• To be done: Copy out the listing that follows, exact in every word, and skip the images.

----------

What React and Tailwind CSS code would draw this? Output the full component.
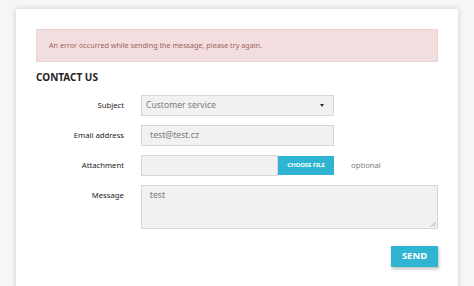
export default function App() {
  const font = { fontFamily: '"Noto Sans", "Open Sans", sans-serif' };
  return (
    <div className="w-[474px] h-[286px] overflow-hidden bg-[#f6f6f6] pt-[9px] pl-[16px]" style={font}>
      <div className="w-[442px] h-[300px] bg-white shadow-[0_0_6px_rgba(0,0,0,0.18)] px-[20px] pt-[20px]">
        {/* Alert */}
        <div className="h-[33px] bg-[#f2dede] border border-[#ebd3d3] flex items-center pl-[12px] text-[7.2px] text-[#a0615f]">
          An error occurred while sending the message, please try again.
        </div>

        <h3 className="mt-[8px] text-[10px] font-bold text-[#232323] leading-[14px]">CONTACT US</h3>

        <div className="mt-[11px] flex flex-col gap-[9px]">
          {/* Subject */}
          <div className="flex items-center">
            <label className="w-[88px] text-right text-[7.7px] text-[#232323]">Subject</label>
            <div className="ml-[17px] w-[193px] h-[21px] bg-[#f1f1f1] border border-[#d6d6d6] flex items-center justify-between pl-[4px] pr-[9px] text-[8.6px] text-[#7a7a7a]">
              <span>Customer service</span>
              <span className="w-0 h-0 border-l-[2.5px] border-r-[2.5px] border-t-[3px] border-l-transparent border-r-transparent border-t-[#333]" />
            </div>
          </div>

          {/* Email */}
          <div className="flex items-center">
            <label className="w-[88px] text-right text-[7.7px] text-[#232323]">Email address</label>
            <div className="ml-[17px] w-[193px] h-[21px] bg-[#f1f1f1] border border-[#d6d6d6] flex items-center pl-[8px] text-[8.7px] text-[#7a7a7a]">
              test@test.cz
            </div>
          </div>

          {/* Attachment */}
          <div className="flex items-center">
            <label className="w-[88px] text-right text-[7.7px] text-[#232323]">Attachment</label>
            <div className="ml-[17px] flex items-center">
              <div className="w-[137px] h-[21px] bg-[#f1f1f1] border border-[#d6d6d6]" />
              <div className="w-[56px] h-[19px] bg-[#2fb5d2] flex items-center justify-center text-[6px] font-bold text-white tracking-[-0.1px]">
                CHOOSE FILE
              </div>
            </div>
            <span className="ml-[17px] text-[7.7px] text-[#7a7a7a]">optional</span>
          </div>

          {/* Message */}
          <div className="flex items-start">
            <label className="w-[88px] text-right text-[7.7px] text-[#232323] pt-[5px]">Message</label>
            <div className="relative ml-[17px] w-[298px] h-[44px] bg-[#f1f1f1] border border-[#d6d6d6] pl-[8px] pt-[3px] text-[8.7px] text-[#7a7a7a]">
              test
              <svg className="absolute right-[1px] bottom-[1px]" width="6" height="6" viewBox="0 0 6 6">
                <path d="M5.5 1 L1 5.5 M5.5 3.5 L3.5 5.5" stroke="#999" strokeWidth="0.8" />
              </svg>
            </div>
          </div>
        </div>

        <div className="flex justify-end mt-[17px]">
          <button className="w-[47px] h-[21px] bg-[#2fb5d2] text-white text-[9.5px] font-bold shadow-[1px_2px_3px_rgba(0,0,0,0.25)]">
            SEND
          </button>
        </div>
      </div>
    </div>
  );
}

----------

• Answer below:
What React and Tailwind CSS code would draw this? Output the full component.
export default function App() {
  const font = { fontFamily: '"Noto Sans", "Open Sans", sans-serif' };
  return (
    <div className="w-[474px] h-[286px] overflow-hidden bg-[#f6f6f6] pt-[9px] pl-[16px]" style={font}>
      <div className="w-[442px] h-[300px] bg-white shadow-[0_0_6px_rgba(0,0,0,0.18)] px-[20px] pt-[20px]">
        {/* Alert */}
        <div className="h-[33px] bg-[#f2dede] border border-[#ebd3d3] flex items-center pl-[12px] text-[7.2px] text-[#a0615f]">
          An error occurred while sending the message, please try again.
        </div>

        <h3 className="mt-[8px] text-[10px] font-bold text-[#232323] leading-[14px]">CONTACT US</h3>

        <div className="mt-[11px] flex flex-col gap-[9px]">
          {/* Subject */}
          <div className="flex items-center">
            <label className="w-[88px] text-right text-[7.7px] text-[#232323]">Subject</label>
            <div className="ml-[17px] w-[193px] h-[21px] bg-[#f1f1f1] border border-[#d6d6d6] flex items-center justify-between pl-[4px] pr-[9px] text-[8.6px] text-[#7a7a7a]">
              <span>Customer service</span>
              <span className="w-0 h-0 border-l-[2.5px] border-r-[2.5px] border-t-[3px] border-l-transparent border-r-transparent border-t-[#333]" />
            </div>
          </div>

          {/* Email */}
          <div className="flex items-center">
            <label className="w-[88px] text-right text-[7.7px] text-[#232323]">Email address</label>
            <div className="ml-[17px] w-[193px] h-[21px] bg-[#f1f1f1] border border-[#d6d6d6] flex items-center pl-[8px] text-[8.7px] text-[#7a7a7a]">
              test@test.cz
            </div>
          </div>

          {/* Attachment */}
          <div className="flex items-center">
            <label className="w-[88px] text-right text-[7.7px] text-[#232323]">Attachment</label>
            <div className="ml-[17px] flex items-center">
              <div className="w-[137px] h-[21px] bg-[#f1f1f1] border border-[#d6d6d6]" />
              <div className="w-[56px] h-[19px] bg-[#2fb5d2] flex items-center justify-center text-[6px] font-bold text-white tracking-[-0.1px]">
                CHOOSE FILE
              </div>
            </div>
            <span className="ml-[17px] text-[7.7px] text-[#7a7a7a]">optional</span>
          </div>

          {/* Message */}
          <div className="flex items-start">
            <label className="w-[88px] text-right text-[7.7px] text-[#232323] pt-[5px]">Message</label>
            <div className="relative ml-[17px] w-[298px] h-[44px] bg-[#f1f1f1] border border-[#d6d6d6] pl-[8px] pt-[3px] text-[8.7px] text-[#7a7a7a]">
              test
              <svg className="absolute right-[1px] bottom-[1px]" width="6" height="6" viewBox="0 0 6 6">
                <path d="M5.5 1 L1 5.5 M5.5 3.5 L3.5 5.5" stroke="#999" strokeWidth="0.8" />
              </svg>
            </div>
          </div>
        </div>

        <div className="flex justify-end mt-[17px]">
          <button className="w-[47px] h-[21px] bg-[#2fb5d2] text-white text-[9.5px] font-bold shadow-[1px_2px_3px_rgba(0,0,0,0.25)]">
            SEND
          </button>
        </div>
      </div>
    </div>
  );
}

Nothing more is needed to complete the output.